Boscawen-un Stone Circle (SW 412 274)

On Sunday morning, we joined up with West Cornwall Dowsers to take a look at Boscawen-un Stone Circle and Creeg Tol.

A small group of about 10 of us gathered at the pre-arranged, rendevous point at the kissing gate beside the A30.  As we waited for Bart (O’Farrell) to arrive, when he didn’t show up and some people thought he was probably having ‘car’ problems, we headed along the track to our first stopping off point at Creeg Tol, a natural outcrop of granite providing a slightly elevated vantage point from where we could see the stone circle to the south-east.

Having been recently cleared from the undergrowth by CASPN, Creeg Tol was easily assessable.  Legend has it that the Giants laid down these stones and left their foot print in one to prove it (see photo).  We found several radiating earth energies here, and I suggested there was a ‘star’ shaped ‘imprint’ on the ground which in some way was also reflecting a heavenly aspect associated with this site.  An area of ‘feel good” energies in general.

On our way to Boscawen-un, we made a brief detour to a standing stone which we had seen in the landscape from Creeg Tol which turned out to be a gate post, surmising that it had probably been a standing stone at some point.  At the stone circle (see photo), we began to investigate some of the mysteries that surround the site posing questions such as: why 19 stones?; Was the angle of lean of the central standing stone deliberate or accidental?; how far down is it ‘seeded’ in the ground?; what is the significance to the one quartz standing stone in the circle? etc. etc…

Familiar to most of us, I suspect (first visit by West Cornwall Dowsers, however), this bronze-age ring is absolutely steeped in ancient ‘wisdom’ long associated as a point of divine revelation which has been used by many different people for centuries to tap into the collective spiritual wisdom that has accumulated here from our ancestors.  It has been the meeting place of the Cornish Gorsedd, for instance, since their inauguration in 1928. On a personal level, a place of annual hand-fasting, and the final location for the most beautiful and lyrical part of the film, ‘Cassandra’ (The Sun and the Stones) that I made with Anja for KerstenWoods Productions.

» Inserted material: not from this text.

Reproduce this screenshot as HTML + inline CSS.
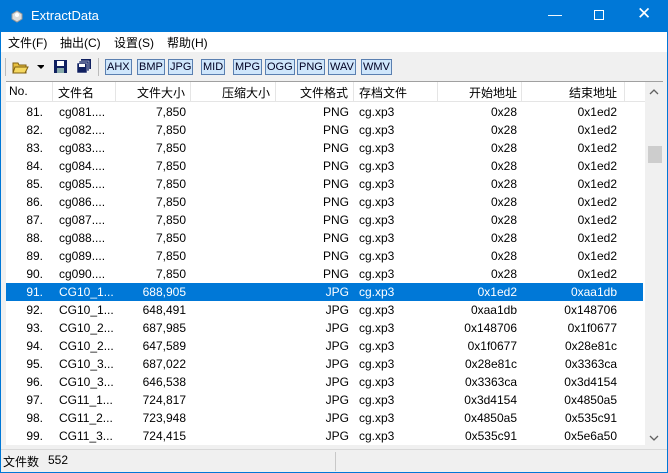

On my previous visit to this circle, I had envisaged the ring of stones as some sort of perpetual ancient clock, having no beginning and no end, (and therefore, timeless) with the central standing stone acting like a ‘sun dial’ pointing to the first rays of the rising, mid-Summer sun.  On this occasion, I found the Mary Line running through the centre of the circle and out along a well-defined fox run on the western side leading into the neighbouring field.  Could this be a clue to animals connection to magnetic fields in the ground?

I had the urge to snake around the stones and connect with the serpent energies of this ring, perhaps influenced by the current book I am reading at the moment, ‘The Dance of the Dragon‘, by Paul Broadhurst and Hamish Miller, (2000), a book I would thoroughly recommend for anyone interested in leys, earth energies, sacred sites and dowsing.  Interestingly, I was not alone in this inclination as others also expressed a desire to do the same.  Following the swirling line with my dowsing rod that zig-zagged around the stones, some taking a wider sweep around than others, I felt that once more, I had learned something new from the stones, as indeed I do from every visit to this special place – one of my most favourite in Cornwall.

As always, a pleasure to linger in this place and allow ‘time’ to disappear a little.  However, I missed seeing Bart on this occasion and only hope that the trouble with his car was not terminal and that he himself was in good health.  As a seasoned dowser with even a ley line to his name known as the Bart Line, I would like to have heard his views on the ring and on the outcrop.